NOAA/WDS Paleoclimatology - Vostok - Methane-Based Time Scale for Vostok Ice

Tuning the Vostok methane signal to mid-July 30°N insolation yields a new ice-core gas time scale. This exercise has two rationales: (1) evidence supporting Kutzbach's theory that low-latitude summer insolation in the northern hemisphere controls the strength of tropical monsoons, and (2) interhemispheric CH4 gradients showing that the main control of orbital-scale CH4 variations is tropical (monsoonal) sources. The immediate basis for tuning CH4 to mid-July insolation is the coincident timing of the most recent (pre-anthropogenic) CH4 maximum at 11,000–10,500 calendar years ago and the most recent July 30°N insolation maximum (all ages in this paper are in calendar years unless specified as 14C years). The resulting CH4 gas time scale diverges by as much as 15,000 years from the GT4 gas time scale (Petit et al., Nature 399 (1999) 429) prior to 250,000 years ago, but it matches fairly closely a time scale derived by tuning ice-core δ18Oatm to a lagged insolation signal (Shackleton, Science 289 (2000) 1897). Most offsets between the CH4 and δ18Oatm time scales can be explained by assuming that tropical monsoons and ice sheets alternate in controlling the phase of the δ18Oatm signal. The CH4 time scale provides an estimate of the timing of the Vostok CO2 signal against SPECMAP marine δ18O, often used as an index of global ice volume.
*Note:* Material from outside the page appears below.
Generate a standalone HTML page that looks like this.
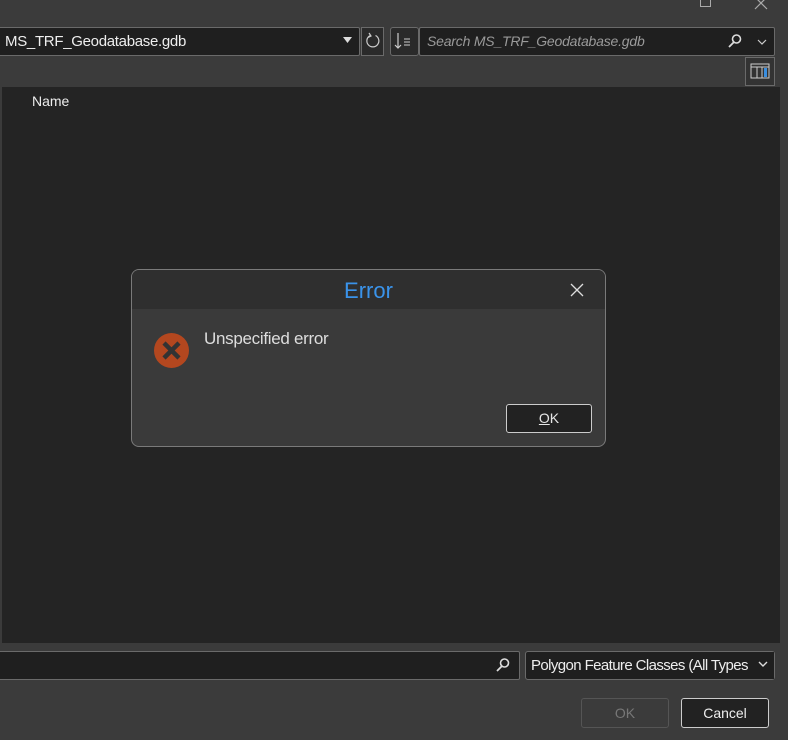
<!DOCTYPE html>
<html><head><style>
*{box-sizing:border-box;margin:0;padding:0}
body{width:788px;height:740px;background:#3b3b3b;font-family:"Segoe UI","Liberation Sans",sans-serif;color:#e6e6e6;position:relative;overflow:hidden;font-size:14px}
.a{position:absolute}
.box{background:#1f1f1f;border:1px solid #6a6a6a;border-radius:2px}
</style></head><body>
<div class="a" style="left:700px;top:-4px;width:11px;height:11px;border:1px solid #aaa"></div>
<svg class="a" style="left:754px;top:0" width="14" height="10"><path d="M1 -3L13 9M13 -3L1 9" stroke="#aaa" stroke-width="1.2"/></svg>

<div class="a box" style="left:-2px;top:27px;width:362px;height:29px;border-left:none"></div>
<div class="a" style="left:5px;top:33px;font-size:15px;color:#eee;letter-spacing:-0.3px">MS_TRF_Geodatabase.gdb</div>
<svg class="a" style="left:343px;top:37px" width="9" height="7"><path d="M0 0H9L4.5 6Z" fill="#ddd"/></svg>
<div class="a" style="left:361px;top:27px;width:23px;height:29px;border:1px solid #6a6a6a;background:#2a2a2a"></div>
<svg class="a" style="left:363px;top:31px" width="20" height="20"><path d="M12.5 4.5A6 6 0 1 1 7 4.6" fill="none" stroke="#ccc" stroke-width="1.2"/><path d="M6 2L8 5L5 6.5" fill="none" stroke="#ccc" stroke-width="1.2"/></svg>
<div class="a" style="left:390px;top:27px;width:29px;height:29px;border:1px solid #6a6a6a;border-radius:3px;background:#2a2a2a"></div>
<svg class="a" style="left:393px;top:31px" width="22" height="20"><path d="M5 2V17M2 14L5 17L8 14" fill="none" stroke="#ccc" stroke-width="1.2"/><path d="M11 8H17M11 11H17M11 14H17" stroke="#ccc" stroke-width="1"/></svg>
<div class="a box" style="left:419px;top:27px;width:356px;height:29px"></div>
<div class="a" style="left:427px;top:33px;font-size:14px;font-style:italic;color:#9a9a9a;letter-spacing:-0.2px">Search MS_TRF_Geodatabase.gdb</div>
<svg class="a" style="left:727px;top:33px" width="16" height="16"><circle cx="9.5" cy="6" r="4" fill="none" stroke="#ddd" stroke-width="1.6"/><path d="M7 9L2 14" stroke="#ddd" stroke-width="1.8"/></svg>
<svg class="a" style="left:756px;top:38px" width="12" height="8"><path d="M2 2L6 6L10 2" fill="none" stroke="#ccc" stroke-width="1.2"/></svg>

<div class="a" style="left:745px;top:57px;width:30px;height:29px;border:1px solid #6a6a6a;background:#333"></div>
<svg class="a" style="left:750px;top:63px" width="20" height="16"><rect x="1" y="1" width="18" height="14" fill="none" stroke="#ccc"/><path d="M1 4H19M7 4V15M12 4V15" stroke="#ccc"/><rect x="14" y="5" width="3" height="9" fill="#3b8fe0"/></svg>

<div class="a" style="left:2px;top:87px;width:778px;height:556px;background:#242424"></div>
<div class="a" style="left:32px;top:93px;font-size:14px;color:#eee">Name</div>

<div class="a" style="left:131px;top:269px;width:475px;height:178px;border:1px solid #7a7a7a;border-radius:8px;background:#3a3a3a;overflow:hidden">
 <div style="height:39px;background:#2f2f2f;text-align:center;font-size:22px;color:#3a93ea;line-height:41px">Error</div>
 <svg class="a" style="left:437px;top:12px" width="16" height="16"><path d="M2 2L14 14M14 2L2 14" stroke="#ddd" stroke-width="1.3"/></svg>
 <svg class="a" style="left:21px;top:62px" width="37" height="37"><circle cx="18.5" cy="18.5" r="17.5" fill="#b3471f"/><path d="M11 11L26 26M26 11L11 26" stroke="#333" stroke-width="4.5"/></svg>
 <div class="a" style="left:72px;top:59px;font-size:17px;color:#ddd;letter-spacing:-0.3px">Unspecified error</div>
 <div class="a" style="left:374px;top:134px;width:86px;height:29px;border:1px solid #ccc;border-radius:3px;background:#222;text-align:center;line-height:27px;font-size:14px"><u>O</u>K</div>
</div>

<div class="a box" style="left:-2px;top:651px;width:522px;height:29px;border-left:none"></div>
<svg class="a" style="left:495px;top:657px" width="16" height="16"><circle cx="9.5" cy="6" r="4" fill="none" stroke="#ddd" stroke-width="1.6"/><path d="M7 9L2 14" stroke="#ddd" stroke-width="1.8"/></svg>
<div class="a box" style="left:525px;top:651px;width:250px;height:29px;border-radius:3px;overflow:hidden;white-space:nowrap;padding:5px 0 0 5px;font-size:15px;color:#eee;letter-spacing:-0.6px">Polygon Feature Classes (All Types</div>
<div class="a" style="left:753px;top:652px;width:21px;height:27px;background:#1f1f1f"></div>
<svg class="a" style="left:757px;top:660px" width="12" height="8"><path d="M2 2L6 6L10 2" fill="none" stroke="#ddd" stroke-width="1.4"/></svg>

<div class="a" style="left:581px;top:698px;width:88px;height:30px;border:1px solid #555;border-radius:3px;text-align:center;line-height:29px;color:#777;font-size:14px">OK</div>
<div class="a" style="left:681px;top:698px;width:88px;height:30px;border:1px solid #ccc;border-radius:3px;background:#222;text-align:center;line-height:29px;color:#eee;font-size:14px">Cancel</div>
</body></html>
On the CH4 time scale, all CO2 responses are highly coherent with SPECMAP δ18O at the orbital periods. CO2 leads δ18O by 5000 years at 100,000 years (eccentricity), but the two signals are nearly in-phase at 41,000 years (obliquity) and 23,000 years (precession). The actual phasing between CO2 and ice volume is difficult to infer because of likely SST overprints on the SPECMAP δ18O signal. CO2 could lead, or be in phase with, ice volume, but is unlikely to lag behind the ice response.